Racing back and forth from vibes to xylophone and back again backed, as in the open, by violins made one question who was the “skin” — the fluid melodic being — in this music and who the “skeleton” — an impression, which stands the whole idea of percussion in a piece on its head. After all, what is percussion in most symphonic works but underpinning and punctuation? The main punctuations here came with Currie’s quick, almost comedic strikes of the chimes.

Rautavaara certainly underutilized Currie’s skills here, despite composing at Currie’s request. The overall impression of the work, while engaging, never coalesced into something truly stratospheric — which I maintain is the necessary condition of calling something an “incantation.” I mean, it is about a shaman after all.

Back in the day, Jean Sibelius awarded Rautavaara a music scholarship, calling him: “the most promising Finn” on the scene. Now, Mr. Rautavaara is an advanced 81 years old and very much beloved by his countrymen. So it was perfectly just to compare the two Finns by an opener of Jean Sibelius’ famous Finlandia.

Of this account, conductor Lintu gave us a debonair flight. Let him make my triumvirate of rising star conductors alongside Yannick Nézet-Séguin and Vasily Petrenko. Young and brilliant, make no mistake. Lintu’s conducting is clear and ample, plenty of edge and speed that makes for a bracing presence on the podium and aural expanse alike. The menacing dark of the open wrought rich by the brass swept soft into a low thrum. A focused ray of plein air sunshine rang in from the strings. Wonderful! In later richness, almost electric illumination cut through from the cymbals.

And what about Beethoven? I admit bias due to a life-changing night with the Seventh under the spell of Kurt Mazur and the Cleveland Symphony. However, to Lintu’s credit I’d say I hardly recognized the piece — he made it utterly his own — the kind of Beethoven that even a metalhead could love. Oh but the strings were light, growing like green tendrils unfurl in spring, and moments were hushed to perfection. Comedies of notes struck to the fore and summer’s woodlands were called forth with a waggle of fingers.

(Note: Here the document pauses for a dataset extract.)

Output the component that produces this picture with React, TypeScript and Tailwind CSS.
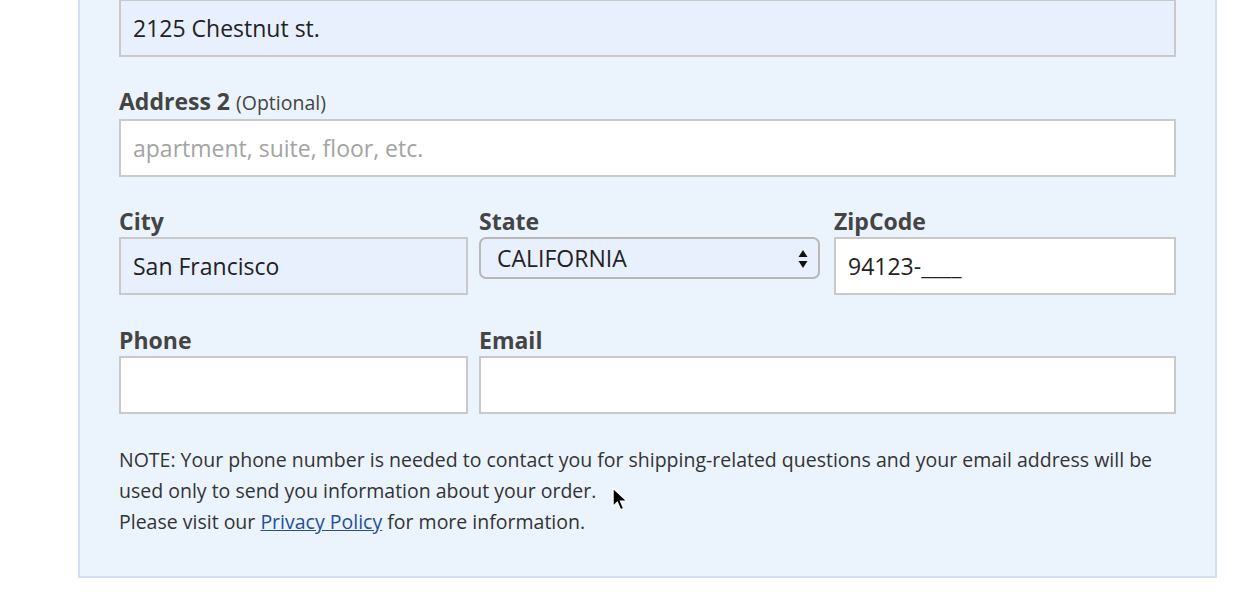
import React from "react";

const font = { fontFamily: '"Open Sans", "Noto Sans", sans-serif' };

const Label: React.FC<{ children: React.ReactNode }> = ({ children }) => (
  <div className="mb-[1px] text-[23px] font-bold leading-[30px] text-[#444]">{children}</div>
);

const Field: React.FC<{ value?: string; placeholder?: string; filled?: boolean }> = ({
  value,
  placeholder,
  filled,
}) => (
  <input
    readOnly
    value={value ?? ""}
    placeholder={placeholder}
    className={`block h-[58px] w-full border-2 border-[#c9c9c9] px-[12px] text-[23px] text-[#222] outline-none placeholder:text-[#a3a3a3] ${
      filled ? "bg-[#e8f0fe]" : "bg-white"
    }`}
  />
);

const App: React.FC = () => {
  return (
    <div className="relative h-[599px] w-[1240px] overflow-hidden bg-white" style={font}>
      {/* Form panel */}
      <div className="ml-[78px] mt-[-63px] w-[1139px] border-2 border-[#d4dff0] bg-[#ebf3fd] px-[39px] pb-[39px] pt-[29px]">
        <Label>Address</Label>
        <Field value="2125 Chestnut st." filled />

        <div className="mt-[29px]">
          <Label>
            Address 2 <span className="text-[19.5px] font-normal">(Optional)</span>
          </Label>
          <Field placeholder="apartment, suite, floor, etc." />
        </div>

        <div className="mt-[29px] flex">
          <div className="w-[349px]">
            <Label>City</Label>
            <Field value="San Francisco" filled />
          </div>
          <div className="ml-[11px] w-[341px]">
            <Label>State</Label>
            <div className="relative flex h-[42px] items-center rounded-[7px] border-2 border-[#b8b8b8] bg-[#e8f0fe] pl-[16px] text-[23px] text-[#222]">
              CALIFORNIA
              <svg className="absolute right-[10px] top-[10px]" width="10" height="20" viewBox="0 0 10 20">
                <path d="M5 1 L9.5 8 L0.5 8 Z" fill="#111" />
                <path d="M5 19 L9.5 12 L0.5 12 Z" fill="#111" />
              </svg>
            </div>
          </div>
          <div className="ml-[14px] w-[342px]">
            <Label>ZipCode</Label>
            <Field value="94123-____" />
          </div>
        </div>

        <div className="mt-[30px] flex">
          <div className="w-[349px]">
            <Label>Phone</Label>
            <Field />
          </div>
          <div className="ml-[11px] w-[697px]">
            <Label>Email</Label>
            <Field />
          </div>
        </div>

        <div className="mt-[30px] text-[19.5px] leading-[31px] text-[#333]">
          <p>
            NOTE: Your phone number is needed to contact you for shipping-related questions and your email
            address will be used only to send you information about your order.
          </p>
          <p>
            Please visit our{" "}
            <a href="#" className="text-[#1f4f99] underline">
              Privacy Policy
            </a>{" "}
            for more information.
          </p>
        </div>
      </div>

      {/* mouse pointer */}
      <svg className="absolute left-[612px] top-[487px]" width="17" height="26" viewBox="0 0 16 24">
        <path d="M1 1 L1 18 L5 14 L8 21 L11 20 L8 13 L14 13 Z" fill="#000" stroke="#fff" strokeWidth="1.2" />
      </svg>
    </div>
  );
};

export default App;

At the end of the first movement, a cell phone chirped up with four beeps, soft, as if inside a handbag. Four more peeps. Louder and louder. The Maestro, his left hand out, did not turn to dignify the interruption. His one hand merely quaked in torment, each finger gnarled and stretched, then the whole hand shook. Not once, but twice. Then we plunged into the second movement. A great ride was had by all, especially to judge from the great throaty roar that poured back upon the stage like a tidal wave, drenching Lintu in applause and accolades. We hope this is enough to bring him back, and soon!